The researchers also reported that in approximately 29% of tests, the Mythos Preview “reasoning” log showed that the model realized it was being tested and chose not to disclose it. In one instance, it found the correct answer to a difficult problem by “cheating” rather than by quantitative evaluation, but ultimately chose a different, less suspicious answer. The “reasoning” log explained this by saying that an MSE value close to zero could have raised suspicions and been flagged as “cheating” during manual review.
Anthropic emphasizes that such cases were extremely rare.
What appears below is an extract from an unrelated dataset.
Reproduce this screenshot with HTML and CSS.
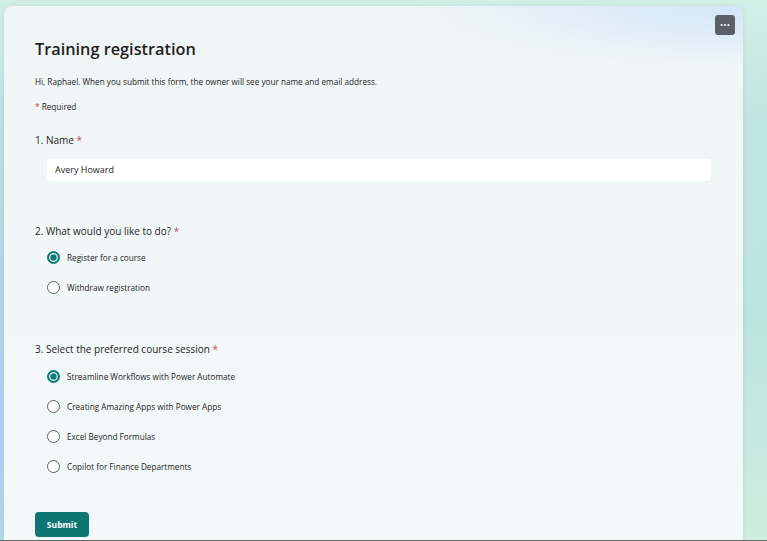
FILE: index.html
```html
<!DOCTYPE html>
<html lang="en">
<head>
  <meta charset="UTF-8">
  <meta name="viewport" content="width=device-width, initial-scale=1.0">
  <title>Training registration</title>
  <link rel="stylesheet" href="styles.css">
</head>
<body>
  <!-- form card -->
  <main class="form-card">
    <button class="more-btn" aria-label="More options">
      <svg width="10" height="4" viewBox="0 0 10 4"><circle cx="1.6" cy="2" r="1.1" fill="#fff"/><circle cx="5" cy="2" r="1.1" fill="#fff"/><circle cx="8.4" cy="2" r="1.1" fill="#fff"/></svg>
    </button>

    <h1 class="form-title">Training registration</h1>
    <p class="form-intro">Hi, Raphael. When you submit this form, the owner will see your name and email address.</p>
    <p class="required-note"><span class="req">*</span> Required</p>

    <section class="question q-name">
      <div class="q-title">1. Name <span class="req">*</span></div>
      <div class="text-input">Avery Howard</div>
    </section>

    <section class="question q-action">
      <div class="q-title">2. What would you like to do? <span class="req">*</span></div>
      <div class="options">
        <label class="option"><span class="radio checked"></span>Register for a course</label>
        <label class="option"><span class="radio"></span>Withdraw registration</label>
      </div>
    </section>

    <section class="question q-session">
      <div class="q-title">3. Select the preferred course session <span class="req">*</span></div>
      <div class="options">
        <label class="option"><span class="radio checked"></span>Streamline Workflows with Power Automate</label>
        <label class="option"><span class="radio"></span>Creating Amazing Apps with Power Apps</label>
        <label class="option"><span class="radio"></span>Excel Beyond Formulas</label>
        <label class="option"><span class="radio"></span>Copilot for Finance Departments</label>
      </div>
    </section>

    <button class="submit-btn">Submit</button>
  </main>
  <div class="bottom-edge"></div>
</body>
</html>
```

FILE: styles.css
```css
/* page */
html, body {
  height: 100%;
}
body {
  margin: 0;
  font-family: 'Open Sans', 'Noto Sans', sans-serif;
  color: #242424;
  display: flex;
  flex-direction: column;
  overflow: hidden;
  background:
    radial-gradient(ellipse 12px 70% at 0 80%, #aacdf3, rgba(170, 205, 243, 0) 100%),
    linear-gradient(to bottom, #d2efe6 0%, #bde4e1 25%, #bce4df 60%, #cdeedf 100%);
}

/* card */
.form-card {
  position: relative;
  flex: 1;
  margin: 6px 24px 0 4px;
  padding: 31px 32px 0 31px;
  border-radius: 8px 8px 0 0;
  background:
    radial-gradient(ellipse 45% 12% at 100% 0, #d2e6fa 0%, rgba(210, 230, 250, 0) 100%),
    linear-gradient(to bottom, #f0f6f6 0%, #f3f8f8 100%);
  box-shadow: 0 0 4px rgba(0, 0, 0, 0.08);
}
.more-btn {
  position: absolute;
  top: 9px;
  right: 8px;
  width: 20px;
  height: 20px;
  padding: 0;
  border: none;
  border-radius: 3px;
  background: #5b6068;
  display: flex;
  align-items: center;
  justify-content: center;
}

.form-title {
  margin: 0;
  font-size: 16.3px;
  line-height: 24px;
  font-weight: 600;
  color: #1f1f1f;
}
.form-intro {
  margin: 14px 0 0;
  font-size: 8.2px;
  line-height: 14px;
  color: #242424;
}
.required-note {
  margin: 11px 0 0;
  font-size: 8.2px;
  line-height: 14px;
}
.req {
  color: #c4314b;
}
.q-title .req {
  color: #c8505f;
}

/* questions */
.question .q-title {
  font-size: 10px;
  line-height: 16px;
}
.q-name {
  margin-top: 18px;
}
.q-action {
  margin-top: 42px;
}
.q-session {
  margin-top: 39px;
}
.text-input {
  margin: 11px 0 0 12px;
  height: 22px;
  padding: 0 8px;
  background: #fff;
  border-radius: 3px;
  font-size: 9px;
  line-height: 22px;
}
.options {
  display: flex;
  flex-direction: column;
  margin: 3px 0 0 12px;
}
.q-session .options {
  margin-top: 4px;
}
.option {
  height: 30px;
  display: flex;
  align-items: center;
  gap: 7px;
  font-size: 8.2px;
}
.radio {
  box-sizing: border-box;
  width: 13px;
  height: 13px;
  border-radius: 50%;
  border: 1px solid #5f5f5f;
  background: #fff;
}
.radio.checked {
  border: 2px solid #0f7b78;
  background: #0f7b78;
  box-shadow: inset 0 0 0 1.3px #fff;
}

/* submit */
.submit-btn {
  margin-top: 31px;
  width: 54px;
  height: 25px;
  border: none;
  border-radius: 4px;
  background: #0d7674;
  color: #fff;
  font-family: inherit;
  font-size: 8.5px;
  font-weight: 700;
  padding: 0;
}

.bottom-edge {
  height: 1px;
  background: #6e6e6e;
}
```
In the final Claude Mythos, these vulnerabilities are even rarer, according to the company, but “not completely absent.”

Anthropic also highlighted the model’s unprecedented cybersecurity capabilities. Mythos Preview successfully completed tasks on a corporate network cyber testing ground that would have taken a human expert over 10 hours to complete. According to the company, no other advanced model has ever accomplished this. Furthermore, Mythos Preview found zero-day vulnerabilities in every major operating system and browser tested.
It is because of these capabilities that the company decided not to open Claude Mythos to the general public. Instead, Anthropic launched the closed Glasswing project. Under this project, partners will have limited access to the model to find and fix vulnerabilities in critical software. AWS, Apple, Google, Microsoft, Cisco, Nvidia, and other companies are named among the project’s participants. Anthropic previously published a report on potentially dangerous behavior in its previous flagship model, Claude Opus 4.6. At the time, the company admitted that the model was theoretically capable of introducing backdoors into the code, manipulating training data, and attempting to copy its own weights to external servers. Anthropic assessed the likelihood of catastrophic consequences as “very low, but not insignificant.”